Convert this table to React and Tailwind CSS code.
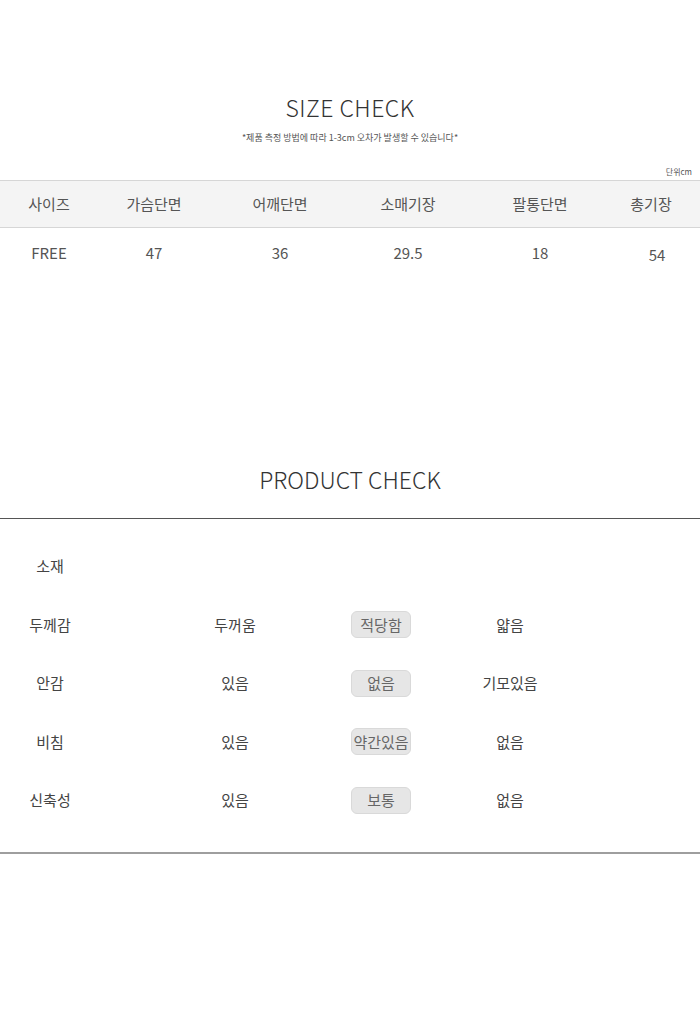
export default function App() {
  const heads = ["사이즈", "가슴단면", "어깨단면", "소매기장", "팔통단면", "총기장"];
  const vals = ["FREE", "47", "36", "29.5", "18", "54"];
  const widths = ["w-[98px]", "w-[112px]", "w-[140px]", "w-[116px]", "w-[148px]", "w-[86px]"];

  const rows = [
    { label: "소재", a: "", b: "", c: "" },
    { label: "두께감", a: "두꺼움", b: "적당함", c: "얇음" },
    { label: "안감", a: "있음", b: "없음", c: "기모있음" },
    { label: "비침", a: "있음", b: "약간있음", c: "없음" },
    { label: "신축성", a: "있음", b: "보통", c: "없음" },
  ];

  return (
    <div
      className="w-[700px] min-h-[1011px] bg-white text-[#444]"
      style={{ fontFamily: '"Noto Sans CJK KR", "Noto Sans", sans-serif' }}
    >
      {/* size check */}
      <div className="pt-[92px] text-center">
        <h1 className="text-[23px] leading-[30px] font-light text-[#333] tracking-[0.5px]">SIZE CHECK</h1>
        <p className="mt-[10px] text-[9px] leading-[12px] text-[#555]">
          *제품 측정 방법에 따라 1-3cm 오차가 발생할 수 있습니다*
        </p>
      </div>
      <div className="mt-[23px] pr-[8px] text-right text-[8px] leading-[10px] text-[#555]">단위cm</div>
      <div className="mt-[3px] flex h-[48px] items-center border-y border-[#d6d6d6] bg-[#f4f4f4] text-[15px] text-[#555]">
        {heads.map((h, i) => (
          <div key={h} className={`${widths[i]} text-center ${i === 5 ? "pr-[12px]" : ""}`}>
            {h}
          </div>
        ))}
      </div>
      <div className="flex h-[50px] items-center text-[15px] text-[#555]">
        {vals.map((v, i) => (
          <div key={v} className={`${widths[i]} text-center ${i === 5 ? "mt-[4px]" : ""}`}>
            {v}
          </div>
        ))}
      </div>

      {/* product check */}
      <h2 className="mt-[186px] text-center text-[23px] leading-[30px] font-light text-[#333]">
        PRODUCT CHECK
      </h2>
      <div className="mt-[24px] border-t-[1.5px] border-[#555]" />
      <div className="pt-[18px] pb-[22px]">
        {rows.map((r) => (
          <div key={r.label} className="flex h-[58.5px] items-center text-[15px] text-[#444]">
            <div className="w-[100px] text-center">{r.label}</div>
            <div className="ml-[85px] w-[100px] text-center">{r.a}</div>
            <div className="ml-[46px] flex w-[100px] justify-center">
              {r.b && (
                <span className="flex h-[27px] w-[60px] items-center justify-center rounded-[6px] border border-[#d9d9d9] bg-[#e6e6e6] text-[15px] text-[#666]">
                  {r.b}
                </span>
              )}
            </div>
            <div className="ml-[29px] w-[100px] text-center">{r.c}</div>
          </div>
        ))}
      </div>
      <div className="border-t-2 border-[#9e9e9e]" />
    </div>
  );
}
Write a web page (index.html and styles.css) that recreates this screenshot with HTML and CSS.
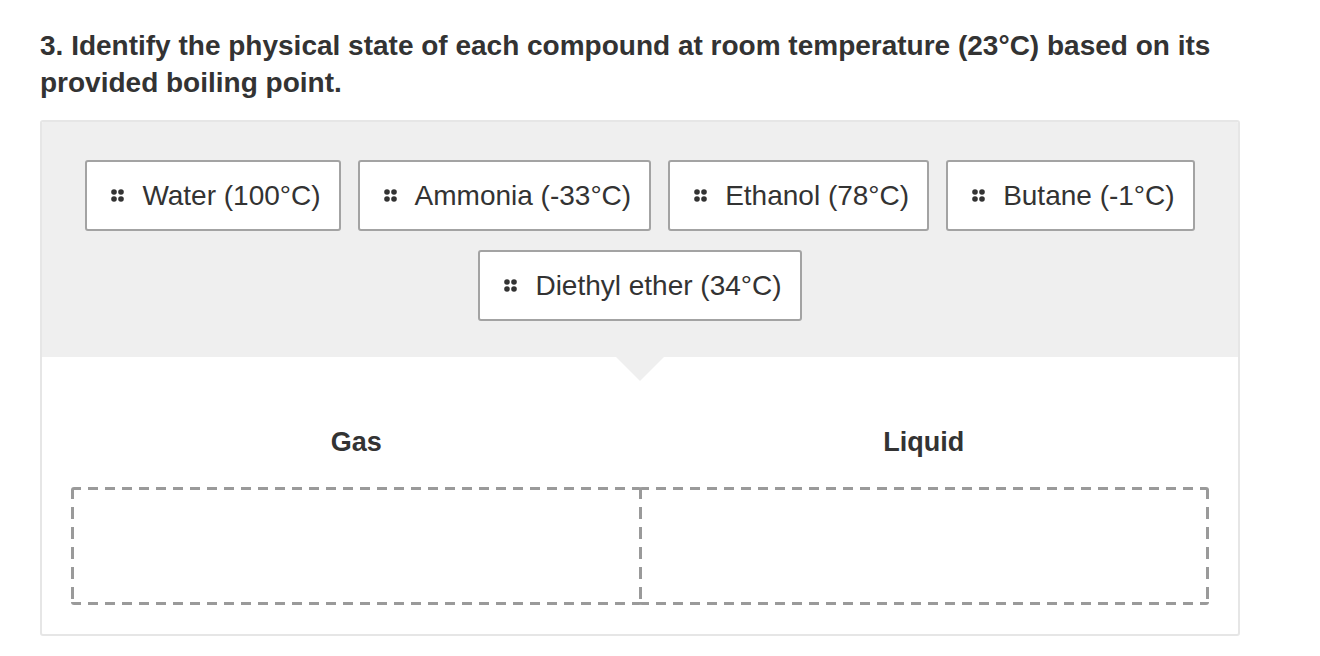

* Instructions to follow *
Leave every image out, and retype the material exactly.

* Written solution *
Convert this table to React and Tailwind CSS code.
export default function App() {
  const heads = ["사이즈", "가슴단면", "어깨단면", "소매기장", "팔통단면", "총기장"];
  const vals = ["FREE", "47", "36", "29.5", "18", "54"];
  const widths = ["w-[98px]", "w-[112px]", "w-[140px]", "w-[116px]", "w-[148px]", "w-[86px]"];

  const rows = [
    { label: "소재", a: "", b: "", c: "" },
    { label: "두께감", a: "두꺼움", b: "적당함", c: "얇음" },
    { label: "안감", a: "있음", b: "없음", c: "기모있음" },
    { label: "비침", a: "있음", b: "약간있음", c: "없음" },
    { label: "신축성", a: "있음", b: "보통", c: "없음" },
  ];

  return (
    <div
      className="w-[700px] min-h-[1011px] bg-white text-[#444]"
      style={{ fontFamily: '"Noto Sans CJK KR", "Noto Sans", sans-serif' }}
    >
      {/* size check */}
      <div className="pt-[92px] text-center">
        <h1 className="text-[23px] leading-[30px] font-light text-[#333] tracking-[0.5px]">SIZE CHECK</h1>
        <p className="mt-[10px] text-[9px] leading-[12px] text-[#555]">
          *제품 측정 방법에 따라 1-3cm 오차가 발생할 수 있습니다*
        </p>
      </div>
      <div className="mt-[23px] pr-[8px] text-right text-[8px] leading-[10px] text-[#555]">단위cm</div>
      <div className="mt-[3px] flex h-[48px] items-center border-y border-[#d6d6d6] bg-[#f4f4f4] text-[15px] text-[#555]">
        {heads.map((h, i) => (
          <div key={h} className={`${widths[i]} text-center ${i === 5 ? "pr-[12px]" : ""}`}>
            {h}
          </div>
        ))}
      </div>
      <div className="flex h-[50px] items-center text-[15px] text-[#555]">
        {vals.map((v, i) => (
          <div key={v} className={`${widths[i]} text-center ${i === 5 ? "mt-[4px]" : ""}`}>
            {v}
          </div>
        ))}
      </div>

      {/* product check */}
      <h2 className="mt-[186px] text-center text-[23px] leading-[30px] font-light text-[#333]">
        PRODUCT CHECK
      </h2>
      <div className="mt-[24px] border-t-[1.5px] border-[#555]" />
      <div className="pt-[18px] pb-[22px]">
        {rows.map((r) => (
          <div key={r.label} className="flex h-[58.5px] items-center text-[15px] text-[#444]">
            <div className="w-[100px] text-center">{r.label}</div>
            <div className="ml-[85px] w-[100px] text-center">{r.a}</div>
            <div className="ml-[46px] flex w-[100px] justify-center">
              {r.b && (
                <span className="flex h-[27px] w-[60px] items-center justify-center rounded-[6px] border border-[#d9d9d9] bg-[#e6e6e6] text-[15px] text-[#666]">
                  {r.b}
                </span>
              )}
            </div>
            <div className="ml-[29px] w-[100px] text-center">{r.c}</div>
          </div>
        ))}
      </div>
      <div className="border-t-2 border-[#9e9e9e]" />
    </div>
  );
}
Write a web page (index.html and styles.css) that recreates this screenshot with HTML and CSS.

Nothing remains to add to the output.